#### [Objective]
Assemble all lines in which the string "this" appears.

#### [Records to use]
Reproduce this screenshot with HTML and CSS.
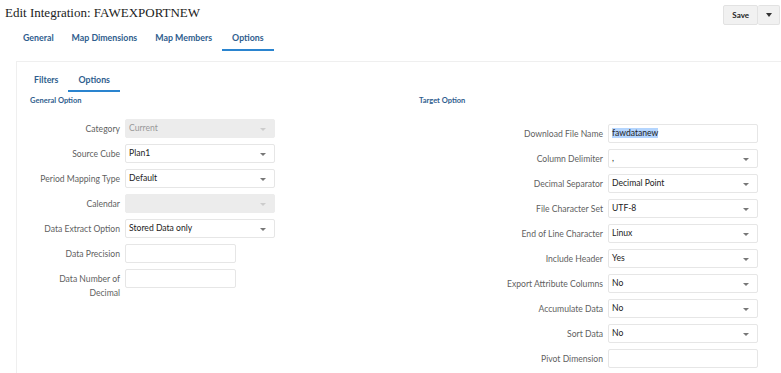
FILE: index.html
```html
<!DOCTYPE html>
<html lang="en">
<head>
    <meta charset="UTF-8">
    <title>Edit Integration: FAWEXPORTNEW</title>
    <link rel="stylesheet" href="styles.css">
</head>
<body>

<div class="header">
    <h1>Edit Integration: FAWEXPORTNEW</h1>
    <div class="btn-group">
        <button class="btn">Save</button>
        <button class="btn btn-menu"><span class="caret-dark"></span></button>
    </div>
</div>

<div class="tabs">
    <a class="tab">General</a>
    <a class="tab">Map Dimensions</a>
    <a class="tab">Map Members</a>
    <a class="tab active">Options</a>
</div>

<div class="panel">
    <div class="subtabs">
        <a class="tab">Filters</a>
        <a class="tab active">Options</a>
    </div>

    <div class="columns">
        <div class="col-left">
            <h3>General Option</h3>
            <div class="form">
                <label>Category</label>
                <div class="select disabled">Current<span class="caret"></span></div>
                <label>Source Cube</label>
                <div class="select">Plan1<span class="caret"></span></div>
                <label>Period Mapping Type</label>
                <div class="select">Default<span class="caret"></span></div>
                <label>Calendar</label>
                <div class="select disabled"><span class="caret"></span></div>
                <label>Data Extract Option</label>
                <div class="select">Stored Data only<span class="caret"></span></div>
                <label>Data Precision</label>
                <div class="input short"></div>
                <label>Data Number of Decimal</label>
                <div class="input short"></div>
            </div>
        </div>
        <div class="col-right">
            <h3>Target Option</h3>
            <div class="form form-right">
                <label>Download File Name</label>
                <div class="input"><span class="selected">fawdatanew</span></div>
                <label>Column Delimiter</label>
                <div class="select">,<span class="caret"></span></div>
                <label>Decimal Separator</label>
                <div class="select">Decimal Point<span class="caret"></span></div>
                <label>File Character Set</label>
                <div class="select">UTF-8<span class="caret"></span></div>
                <label>End of Line Character</label>
                <div class="select">Linux<span class="caret"></span></div>
                <label>Include Header</label>
                <div class="select">Yes<span class="caret"></span></div>
                <label>Export Attribute Columns</label>
                <div class="select">No<span class="caret"></span></div>
                <label>Accumulate Data</label>
                <div class="select">No<span class="caret"></span></div>
                <label>Sort Data</label>
                <div class="select">No<span class="caret"></span></div>
                <label>Pivot Dimension</label>
                <div class="input"></div>
            </div>
        </div>
    </div>
</div>

</body>
</html>
```

FILE: styles.css
```css
body {
    margin: 0;
    font-family: Lato, "Open Sans", sans-serif;
    font-size: 8.6px;
    color: #333;
    background-color: #fff;
    overflow: hidden;
}
.header {
    display: flex;
    justify-content: space-between;
    align-items: flex-start;
    padding: 3px 1px 0 5px;
    height: 25px;
}
h1 {
    margin: 0;
    font-family: "Liberation Serif", serif;
    font-weight: normal;
    font-size: 13px;
    color: #222;
    line-height: 20px;
}
.btn-group {
    display: flex;
    margin-top: 2px;
}
.btn {
    height: 20px;
    padding: 0 8px;
    border: 1px solid #e2e2e2;
    background-color: #f1f1f1;
    border-radius: 2px;
    font-family: Lato, sans-serif;
    font-weight: bold;
    font-size: 8px;
    color: #222;
}
.btn-menu {
    width: 22px;
    padding: 0;
    border-left: none;
    display: flex;
    align-items: center;
    justify-content: center;
}
.caret-dark {
    border-left: 3.5px solid transparent;
    border-right: 3.5px solid transparent;
    border-top: 4px solid #333;
}
.tabs {
    display: flex;
    margin-left: 14px;
}
.tab {
    display: block;
    font-weight: bold;
    font-size: 8.8px;
    line-height: 12px;
    color: #2f5e8e;
    border-bottom: 2px solid transparent;
}
.tab.active {
    border-bottom-color: #2a84cf;
}
.tabs .tab {
    padding: 4px 9px 5px;
}
.tabs .tab.active {
    padding: 4px 10px 5px;
    margin-left: 1px;
}
.panel {
    margin: 10px 0 0 16px;
    border: 1px solid #efefef;
    border-right: none;
    height: 330px;
}
.subtabs {
    display: flex;
    margin: 9px 0 0 7px;
}
.subtabs .tab {
    padding: 3px 10px 4px;
}
.columns {
    display: grid;
    grid-template-columns: 389px 1fr;
    padding-left: 13px;
}
h3 {
    margin: 4px 0 0;
    font-size: 7.5px;
    font-weight: bold;
    color: #2f5e8e;
    line-height: 10px;
}
.form {
    display: grid;
    grid-template-columns: 90px 150px;
    column-gap: 5px;
    row-gap: 6px;
    margin-top: 13px;
}
.form-right {
    grid-template-columns: 184px 150px;
    margin-top: 18px;
}
label {
    text-align: right;
    color: #5f5f5f;
    line-height: 14px;
    padding-top: 3px;
}
.select, .input {
    position: relative;
    height: 19px;
    box-sizing: border-box;
    border: 1px solid #e6e6e6;
    border-radius: 2px;
    padding: 0 3px;
    line-height: 17px;
    color: #222;
    font-size: 8.6px;
}
.select.disabled {
    background-color: #ececec;
    border-color: #ececec;
    color: #999;
}
.input.short {
    width: 111px;
}
.caret {
    position: absolute;
    right: 8px;
    top: 8px;
    border-left: 3px solid transparent;
    border-right: 3px solid transparent;
    border-top: 3px solid #777;
}
.disabled .caret {
    border-top-color: #ccc;
}
.selected {
    background-color: #b4d5fe;
}
```
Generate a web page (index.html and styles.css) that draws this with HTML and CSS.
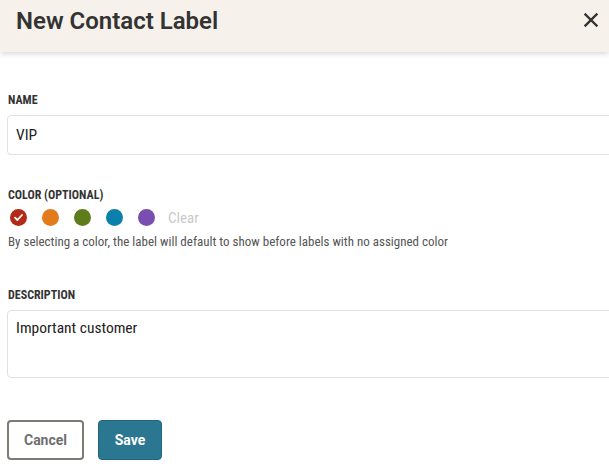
FILE: index.html
```html
<!DOCTYPE html>
<html lang="en">
<head>
<meta charset="utf-8">
<title>New Contact Label</title>
<link rel="stylesheet" href="styles.css">
</head>
<body>
<div class="modal">
  <header class="modal-header">
    <h1 class="modal-title">New Contact Label</h1>
    <button class="close-btn" aria-label="Close">
      <svg width="14" height="14" viewBox="0 0 14 14"><path d="M1.5 1.5 L12.5 12.5 M12.5 1.5 L1.5 12.5" stroke="#333" stroke-width="2.4" stroke-linecap="square" fill="none"/></svg>
    </button>
  </header>
  <form class="modal-body">
    <div class="field">
      <label class="field-label">NAME</label>
      <div class="input">VIP</div>
    </div>
    <div class="field field-color">
      <label class="field-label">COLOR (OPTIONAL)</label>
      <div class="swatches">
        <span class="swatch red selected">
          <svg width="9" height="7" viewBox="0 0 9 7"><path d="M1 3.6 L3.4 6 L8 1" stroke="#fff" stroke-width="1.8" fill="none" stroke-linecap="round" stroke-linejoin="round"/></svg>
        </span>
        <span class="swatch orange"></span>
        <span class="swatch green"></span>
        <span class="swatch blue"></span>
        <span class="swatch purple"></span>
        <span class="clear">Clear</span>
      </div>
      <p class="help">By selecting a color, the label will default to show before labels with no assigned color</p>
    </div>
    <div class="field field-desc">
      <label class="field-label">DESCRIPTION</label>
      <div class="input textarea">Important customer</div>
    </div>
    <div class="actions">
      <button type="button" class="btn btn-cancel">Cancel</button>
      <button type="button" class="btn btn-save">Save</button>
    </div>
  </form>
</div>
</body>
</html>
```
FILE: styles.css
```css
html, body {
  margin: 0;
  padding: 0;
  background: #fff;
  overflow: hidden;
}
body {
  font-family: Roboto, "Liberation Sans", sans-serif;
  font-stretch: 87.5%;
  color: #333;
}
.modal {
  width: 660px;
}
.modal-header {
  height: 52px;
  box-sizing: border-box;
  background: #f6f1eb;
  box-shadow: 0 2px 5px rgba(0,0,0,0.15);
  display: flex;
  align-items: flex-start;
  justify-content: space-between;
  padding: 6px 0 0 16px;
  width: 609px;
}
.modal-title {
  margin: 0;
  font-size: 24px;
  line-height: 30px;
  font-weight: 600;
  font-stretch: 95%;
  color: #333;
}
.close-btn {
  border: 0;
  background: transparent;
  padding: 0;
  margin: 7px 11px 0 0;
  width: 14px;
  height: 14px;
  display: flex;
}
.modal-body {
  padding: 40px 0 0 8px;
  display: flex;
  flex-direction: column;
}
.field {
  display: flex;
  flex-direction: column;
}
.field-label {
  font-size: 12px;
  line-height: 16px;
  font-weight: 700;
  color: #333;
  margin-bottom: 7px;
}
.input {
  margin-left: -1px;
  height: 40px;
  box-sizing: border-box;
  border: 1px solid #e4e1da;
  border-radius: 4px;
  padding: 0 8px;
  font-size: 15.5px;
  line-height: 38px;
  color: #222;
}
.field-color {
  margin-top: 32px;
}
.field-color .field-label {
  margin-bottom: 4px;
}
.swatches {
  display: flex;
  align-items: center;
  gap: 15px;
  margin-left: 2px;
  height: 21px;
}
.swatch {
  width: 17px;
  height: 17px;
  border-radius: 50%;
  display: flex;
  align-items: center;
  justify-content: center;
}
.red { background: #b32b18; }
.orange { background: #e37a1c; }
.green { background: #5f7c1b; }
.blue { background: #0b80ab; }
.purple { background: #7a4db1; }
.clear {
  font-size: 15px;
  color: #c9c9c9;
  margin-left: -2px;
}
.help {
  margin: 6px 0 0;
  font-size: 13px;
  line-height: 16px;
  color: #555;
}
.field-desc {
  margin-top: 37px;
}
.textarea {
  height: 68px;
  line-height: 20px;
  padding-top: 7px;
}
.actions {
  display: flex;
  gap: 14px;
  margin-top: 42px;
  margin-left: -1px;
}
.btn {
  height: 40px;
  box-sizing: border-box;
  border-radius: 4px;
  font-family: inherit;
  font-size: 14px;
  font-weight: 700;
  padding: 0;
}
.btn-cancel {
  width: 77px;
  background: #fff;
  border: 2px solid #7e7a75;
  color: #6f6f6f;
}
.btn-save {
  width: 64px;
  background: #2b7690;
  border: 1px solid #22667d;
  color: #fff;
}
```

#### [Final result]
Reproduce this screenshot with HTML and CSS.
Generate a web page (index.html and styles.css) that draws this with HTML and CSS.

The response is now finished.